When you send some & as arguments to any function's parameters, there should be * to hold that & or if there's any * in function's parameters you can send arguments like & or *. This is the mere relationship.
In Program A:
void create(struct Stack *st)
{
printf("Enter Size");
scanf("%d",&st->size);
st->top=-1;
st->S=(int *)malloc(st->size*sizeof(int));
}
int main()
{
struct stack st;
create(&st);
return 0;
You need to send &st because sending &st to create() provides you the access to the memory where st is stored. If you send st--which is just a name of the memory location, where st's data is stored--as an argument to create() that would be merely copying the st into struct Stack *st and result into an error. And you cannot modify the original value using its copy as in the case of scanf("%d", &st->size); that's why in the first program you need to send the address of st.
In Program B:
struct Node
{
int data;
struct Node *next;
}*first=NULL;
void display(struct Node *p)
{
while(p!=NULL)
{
printf("%d ",p->data);
p=p->next;
}
}
int main()
{
display(first);
return 0;
}
You have already the memory address where data of struct Node type is stored, i.e. the value of first. That's why you don't need to do display(&first) in this case just make a copy of first and use it in display() function.
Can you explain the relationship between & and * operator while calling a function with examples.
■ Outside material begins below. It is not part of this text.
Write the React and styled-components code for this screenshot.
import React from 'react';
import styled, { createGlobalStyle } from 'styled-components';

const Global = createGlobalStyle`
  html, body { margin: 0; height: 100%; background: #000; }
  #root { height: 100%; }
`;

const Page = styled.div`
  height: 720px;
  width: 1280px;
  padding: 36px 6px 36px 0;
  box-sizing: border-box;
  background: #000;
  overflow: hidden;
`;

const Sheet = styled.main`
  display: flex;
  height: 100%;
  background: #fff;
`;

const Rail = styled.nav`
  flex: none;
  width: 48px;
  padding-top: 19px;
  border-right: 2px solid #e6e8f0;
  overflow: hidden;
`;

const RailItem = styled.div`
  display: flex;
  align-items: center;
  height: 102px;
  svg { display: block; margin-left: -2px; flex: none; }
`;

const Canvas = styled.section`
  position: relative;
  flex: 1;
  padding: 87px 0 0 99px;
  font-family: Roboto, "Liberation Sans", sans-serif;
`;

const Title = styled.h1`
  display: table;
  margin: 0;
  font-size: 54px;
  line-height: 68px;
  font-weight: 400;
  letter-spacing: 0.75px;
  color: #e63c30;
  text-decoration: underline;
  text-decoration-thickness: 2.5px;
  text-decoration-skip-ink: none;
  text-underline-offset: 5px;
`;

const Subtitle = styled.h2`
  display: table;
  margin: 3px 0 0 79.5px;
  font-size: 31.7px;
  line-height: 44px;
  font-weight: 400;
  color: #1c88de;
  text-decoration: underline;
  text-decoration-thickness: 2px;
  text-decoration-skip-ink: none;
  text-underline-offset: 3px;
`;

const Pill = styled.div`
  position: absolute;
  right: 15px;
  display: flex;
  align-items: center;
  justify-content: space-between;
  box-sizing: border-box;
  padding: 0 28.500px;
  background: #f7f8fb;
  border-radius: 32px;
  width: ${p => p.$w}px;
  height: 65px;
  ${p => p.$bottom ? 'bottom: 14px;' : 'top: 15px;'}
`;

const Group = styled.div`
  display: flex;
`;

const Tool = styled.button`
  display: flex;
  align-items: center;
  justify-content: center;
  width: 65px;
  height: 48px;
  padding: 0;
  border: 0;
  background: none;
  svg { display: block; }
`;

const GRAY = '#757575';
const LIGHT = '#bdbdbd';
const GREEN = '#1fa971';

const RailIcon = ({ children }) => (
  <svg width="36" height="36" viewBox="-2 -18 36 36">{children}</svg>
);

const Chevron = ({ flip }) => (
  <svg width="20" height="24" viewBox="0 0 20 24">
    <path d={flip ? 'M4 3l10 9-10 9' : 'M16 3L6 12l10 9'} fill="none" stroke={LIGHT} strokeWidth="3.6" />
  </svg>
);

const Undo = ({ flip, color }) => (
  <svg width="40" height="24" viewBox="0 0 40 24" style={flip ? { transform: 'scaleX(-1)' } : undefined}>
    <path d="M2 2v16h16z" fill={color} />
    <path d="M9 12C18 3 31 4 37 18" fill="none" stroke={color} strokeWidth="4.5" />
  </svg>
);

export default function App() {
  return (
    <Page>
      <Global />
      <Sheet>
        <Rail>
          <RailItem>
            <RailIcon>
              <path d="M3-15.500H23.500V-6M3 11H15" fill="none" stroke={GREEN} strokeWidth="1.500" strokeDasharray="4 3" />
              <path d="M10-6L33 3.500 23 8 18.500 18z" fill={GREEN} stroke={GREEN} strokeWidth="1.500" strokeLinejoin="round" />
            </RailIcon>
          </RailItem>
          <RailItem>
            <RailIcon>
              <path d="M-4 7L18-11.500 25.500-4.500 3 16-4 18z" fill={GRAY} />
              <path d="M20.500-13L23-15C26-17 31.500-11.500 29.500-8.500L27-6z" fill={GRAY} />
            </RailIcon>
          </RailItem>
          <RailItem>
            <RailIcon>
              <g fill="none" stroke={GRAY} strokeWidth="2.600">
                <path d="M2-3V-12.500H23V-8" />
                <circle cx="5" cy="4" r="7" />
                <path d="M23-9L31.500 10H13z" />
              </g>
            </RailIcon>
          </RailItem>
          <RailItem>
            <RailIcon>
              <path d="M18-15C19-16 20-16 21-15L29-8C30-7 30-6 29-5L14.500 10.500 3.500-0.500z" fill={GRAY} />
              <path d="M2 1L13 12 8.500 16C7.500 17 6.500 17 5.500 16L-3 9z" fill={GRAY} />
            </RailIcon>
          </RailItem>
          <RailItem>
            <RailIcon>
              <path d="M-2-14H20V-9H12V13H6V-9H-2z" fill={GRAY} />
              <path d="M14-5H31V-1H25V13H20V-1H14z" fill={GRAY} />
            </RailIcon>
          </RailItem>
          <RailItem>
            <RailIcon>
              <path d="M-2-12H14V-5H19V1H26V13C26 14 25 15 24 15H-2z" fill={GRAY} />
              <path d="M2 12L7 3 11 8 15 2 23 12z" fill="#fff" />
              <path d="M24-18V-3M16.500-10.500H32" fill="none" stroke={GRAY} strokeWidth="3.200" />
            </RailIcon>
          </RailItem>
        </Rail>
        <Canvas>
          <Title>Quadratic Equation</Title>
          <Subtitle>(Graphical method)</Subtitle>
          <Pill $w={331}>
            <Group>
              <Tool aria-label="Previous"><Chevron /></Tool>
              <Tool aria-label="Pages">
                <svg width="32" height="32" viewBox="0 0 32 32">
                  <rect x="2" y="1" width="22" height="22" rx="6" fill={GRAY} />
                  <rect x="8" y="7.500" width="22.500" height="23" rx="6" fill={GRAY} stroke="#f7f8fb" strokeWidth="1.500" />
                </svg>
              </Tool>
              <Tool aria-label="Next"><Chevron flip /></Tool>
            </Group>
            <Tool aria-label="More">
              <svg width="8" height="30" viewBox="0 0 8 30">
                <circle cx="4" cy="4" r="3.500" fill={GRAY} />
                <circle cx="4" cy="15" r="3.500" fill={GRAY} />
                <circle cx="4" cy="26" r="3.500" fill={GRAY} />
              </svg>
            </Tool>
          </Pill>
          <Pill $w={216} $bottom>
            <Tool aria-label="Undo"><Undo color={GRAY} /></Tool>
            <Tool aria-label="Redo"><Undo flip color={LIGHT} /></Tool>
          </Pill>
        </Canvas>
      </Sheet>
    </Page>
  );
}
But you can also do display(&first) in Program B like this:
struct Node
{
int data;
struct Node *next;
}*first=NULL;
void display(struct Node **p)
{
while(*p!=NULL)
{
printf("%d ",(*p)->data);
*p=(*p)->next;
}
}
int main()
{
display(&first);
return 0;
}
and I hope the example given above makes it clear when to use * and & while calling any function, according to its parameters. Beware, displaying data using &first would modify the address of first in *p=(*p)->next; and your head pointer to the linked list will be lost so, this example is just for demonstration purposes.